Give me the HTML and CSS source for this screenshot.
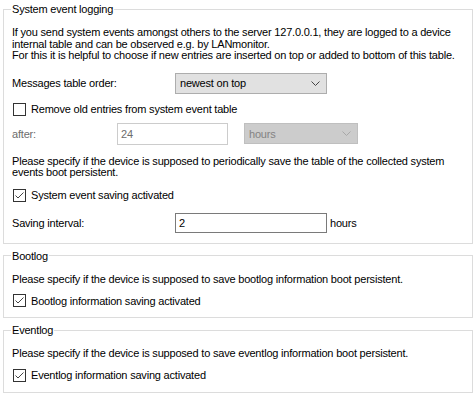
FILE: index.html
```html
<!DOCTYPE html>
<html lang="en">
<head>
    <meta charset="UTF-8">
    <title>System event logging</title>
    <link rel="stylesheet" href="styles.css">
</head>
<body>
<div class="page">
    <fieldset class="group">
        <legend>System event logging</legend>
        <p class="text">If you send system events amongst others to the server 127.0.0.1, they are logged to a device internal table and can be observed e.g. by LANmonitor.<br>For this it is helpful to choose if new entries are inserted on top or added to bottom of this table.</p>
        <div class="row row-order">
            <span class="label">Messages table order:</span>
            <div class="select">
                <span>newest on top</span>
                <svg class="chev" width="9" height="5" viewBox="0 0 9 5"><path d="M0.5 0.5 L4.5 4.5 L8.5 0.5" fill="none" stroke="#444" stroke-width="1"/></svg>
            </div>
        </div>
        <div class="check row-remove">
            <span class="box"></span>
            <span>Remove old entries from system event table</span>
        </div>
        <div class="row row-after">
            <span class="label label-off">after:</span>
            <div class="input input-off">24</div>
            <div class="select select-off">
                <span>hours</span>
                <svg class="chev" width="9" height="5" viewBox="0 0 9 5"><path d="M0.5 0.5 L4.5 4.5 L8.5 0.5" fill="none" stroke="#a8a8a8" stroke-width="1"/></svg>
            </div>
        </div>
        <p class="text text-save">Please specify if the device is supposed to periodically save the table of the collected system events boot persistent.</p>
        <div class="check row-saving">
            <span class="box box-on"><svg width="11" height="11" viewBox="0 0 11 11"><path d="M1.5 5.5 L4 8 L9.5 2.5" fill="none" stroke="#444" stroke-width="1"/></svg></span>
            <span>System event saving activated</span>
        </div>
        <div class="row row-interval">
            <span class="label">Saving interval:</span>
            <div class="input">2</div>
            <span class="unit">hours</span>
        </div>
    </fieldset>

    <fieldset class="group">
        <legend>Bootlog</legend>
        <p class="text text-short">Please specify if the device is supposed to save bootlog information boot persistent.</p>
        <div class="check row-short">
            <span class="box box-on"><svg width="11" height="11" viewBox="0 0 11 11"><path d="M1.5 5.5 L4 8 L9.5 2.5" fill="none" stroke="#444" stroke-width="1"/></svg></span>
            <span>Bootlog information saving activated</span>
        </div>
    </fieldset>

    <fieldset class="group">
        <legend>Eventlog</legend>
        <p class="text text-short">Please specify if the device is supposed to save eventlog information boot persistent.</p>
        <div class="check row-short">
            <span class="box box-on"><svg width="11" height="11" viewBox="0 0 11 11"><path d="M1.5 5.5 L4 8 L9.5 2.5" fill="none" stroke="#444" stroke-width="1"/></svg></span>
            <span>Eventlog information saving activated</span>
        </div>
    </fieldset>
</div>
</body>
</html>
```

FILE: styles.css
```css
*{
    margin: 0;
    padding: 0;
    box-sizing: border-box;
}
body{
    background: #fff;
    color: #000;
    font-family: "Liberation Sans", Arial, sans-serif;
    font-size: 11px;
    letter-spacing: -0.2px;
}
.page{
    padding: 2px 3px 0 3px;
    display: flex;
    flex-direction: column;
    gap: 5px;
    width: 476px;
}
.group{
    border: 1px solid #dcdcdc;
    padding: 0 8px 0 8px;
    min-width: 0;
}
.group legend{
    padding: 0 1px;
    margin-left: -1px;
    line-height: 14px;
}
.text{
    line-height: 11.5px;
    margin-top: 11px;
}
.text-save{
    margin-top: 11px;
}
.text-short{
    margin-top: 11px;
}
.row{
    display: flex;
    align-items: center;
}
.label{
    width: 163px;
}
.label-off{
    width: 105px;
    color: #6d6d6d;
}
.row-order{
    margin-top: 11px;
}
.select{
    width: 152px;
    height: 21px;
    border: 1px solid #adadad;
    background: #e1e1e1;
    display: flex;
    align-items: center;
    justify-content: space-between;
    padding: 0 6px 0 4px;
}
.select-off{
    width: 114px;
    margin-left: 16px;
    background: #cccccc;
    border-color: #bfbfbf;
    color: #838383;
}
.input{
    width: 152px;
    height: 20px;
    border: 1px solid #7a7a7a;
    background: #fff;
    padding: 0 3px;
    line-height: 18px;
}
.input-off{
    width: 111px;
    height: 22px;
    border-color: #cccccc;
    color: #6d6d6d;
    line-height: 20px;
}
.unit{
    margin-left: 3px;
}
.check{
    display: flex;
    align-items: center;
    gap: 5px;
    padding-left: 1px;
}
.box{
    width: 13px;
    height: 13px;
    border: 1px solid #333;
    background: #fff;
    display: flex;
    align-items: center;
    justify-content: center;
}
.box-on{
    border-color: #333;
}
.row-remove{
    margin-top: 9px;
}
.row-after{
    margin-top: 7px;
}
.row-saving{
    margin-top: 10px;
}
.row-interval{
    margin-top: 11px;
    margin-bottom: 10px;
}
.row-short{
    margin-top: 9px;
    margin-bottom: 10px;
}
```
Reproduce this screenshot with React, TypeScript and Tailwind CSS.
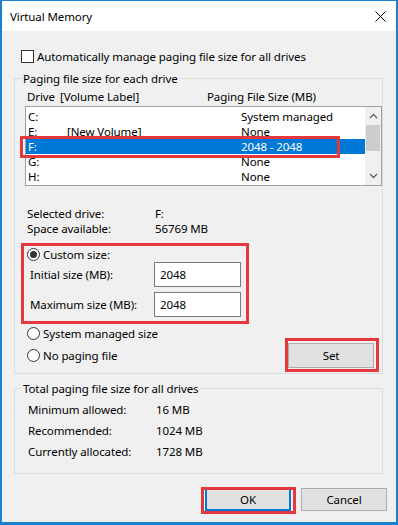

§ BRIEF: Set down all the entries exactly as they appear, but skip any pictures.

§ TASK OUTPUT:
Give me the HTML and CSS source for this screenshot.
FILE: index.html
```html
<!DOCTYPE html>
<html lang="en">
<head>
    <meta charset="UTF-8">
    <title>System event logging</title>
    <link rel="stylesheet" href="styles.css">
</head>
<body>
<div class="page">
    <fieldset class="group">
        <legend>System event logging</legend>
        <p class="text">If you send system events amongst others to the server 127.0.0.1, they are logged to a device internal table and can be observed e.g. by LANmonitor.<br>For this it is helpful to choose if new entries are inserted on top or added to bottom of this table.</p>
        <div class="row row-order">
            <span class="label">Messages table order:</span>
            <div class="select">
                <span>newest on top</span>
                <svg class="chev" width="9" height="5" viewBox="0 0 9 5"><path d="M0.5 0.5 L4.5 4.5 L8.5 0.5" fill="none" stroke="#444" stroke-width="1"/></svg>
            </div>
        </div>
        <div class="check row-remove">
            <span class="box"></span>
            <span>Remove old entries from system event table</span>
        </div>
        <div class="row row-after">
            <span class="label label-off">after:</span>
            <div class="input input-off">24</div>
            <div class="select select-off">
                <span>hours</span>
                <svg class="chev" width="9" height="5" viewBox="0 0 9 5"><path d="M0.5 0.5 L4.5 4.5 L8.5 0.5" fill="none" stroke="#a8a8a8" stroke-width="1"/></svg>
            </div>
        </div>
        <p class="text text-save">Please specify if the device is supposed to periodically save the table of the collected system events boot persistent.</p>
        <div class="check row-saving">
            <span class="box box-on"><svg width="11" height="11" viewBox="0 0 11 11"><path d="M1.5 5.5 L4 8 L9.5 2.5" fill="none" stroke="#444" stroke-width="1"/></svg></span>
            <span>System event saving activated</span>
        </div>
        <div class="row row-interval">
            <span class="label">Saving interval:</span>
            <div class="input">2</div>
            <span class="unit">hours</span>
        </div>
    </fieldset>

    <fieldset class="group">
        <legend>Bootlog</legend>
        <p class="text text-short">Please specify if the device is supposed to save bootlog information boot persistent.</p>
        <div class="check row-short">
            <span class="box box-on"><svg width="11" height="11" viewBox="0 0 11 11"><path d="M1.5 5.5 L4 8 L9.5 2.5" fill="none" stroke="#444" stroke-width="1"/></svg></span>
            <span>Bootlog information saving activated</span>
        </div>
    </fieldset>

    <fieldset class="group">
        <legend>Eventlog</legend>
        <p class="text text-short">Please specify if the device is supposed to save eventlog information boot persistent.</p>
        <div class="check row-short">
            <span class="box box-on"><svg width="11" height="11" viewBox="0 0 11 11"><path d="M1.5 5.5 L4 8 L9.5 2.5" fill="none" stroke="#444" stroke-width="1"/></svg></span>
            <span>Eventlog information saving activated</span>
        </div>
    </fieldset>
</div>
</body>
</html>
```

FILE: styles.css
```css
*{
    margin: 0;
    padding: 0;
    box-sizing: border-box;
}
body{
    background: #fff;
    color: #000;
    font-family: "Liberation Sans", Arial, sans-serif;
    font-size: 11px;
    letter-spacing: -0.2px;
}
.page{
    padding: 2px 3px 0 3px;
    display: flex;
    flex-direction: column;
    gap: 5px;
    width: 476px;
}
.group{
    border: 1px solid #dcdcdc;
    padding: 0 8px 0 8px;
    min-width: 0;
}
.group legend{
    padding: 0 1px;
    margin-left: -1px;
    line-height: 14px;
}
.text{
    line-height: 11.5px;
    margin-top: 11px;
}
.text-save{
    margin-top: 11px;
}
.text-short{
    margin-top: 11px;
}
.row{
    display: flex;
    align-items: center;
}
.label{
    width: 163px;
}
.label-off{
    width: 105px;
    color: #6d6d6d;
}
.row-order{
    margin-top: 11px;
}
.select{
    width: 152px;
    height: 21px;
    border: 1px solid #adadad;
    background: #e1e1e1;
    display: flex;
    align-items: center;
    justify-content: space-between;
    padding: 0 6px 0 4px;
}
.select-off{
    width: 114px;
    margin-left: 16px;
    background: #cccccc;
    border-color: #bfbfbf;
    color: #838383;
}
.input{
    width: 152px;
    height: 20px;
    border: 1px solid #7a7a7a;
    background: #fff;
    padding: 0 3px;
    line-height: 18px;
}
.input-off{
    width: 111px;
    height: 22px;
    border-color: #cccccc;
    color: #6d6d6d;
    line-height: 20px;
}
.unit{
    margin-left: 3px;
}
.check{
    display: flex;
    align-items: center;
    gap: 5px;
    padding-left: 1px;
}
.box{
    width: 13px;
    height: 13px;
    border: 1px solid #333;
    background: #fff;
    display: flex;
    align-items: center;
    justify-content: center;
}
.box-on{
    border-color: #333;
}
.row-remove{
    margin-top: 9px;
}
.row-after{
    margin-top: 7px;
}
.row-saving{
    margin-top: 10px;
}
.row-interval{
    margin-top: 11px;
    margin-bottom: 10px;
}
.row-short{
    margin-top: 9px;
    margin-bottom: 10px;
}
```
Reproduce this screenshot with React, TypeScript and Tailwind CSS.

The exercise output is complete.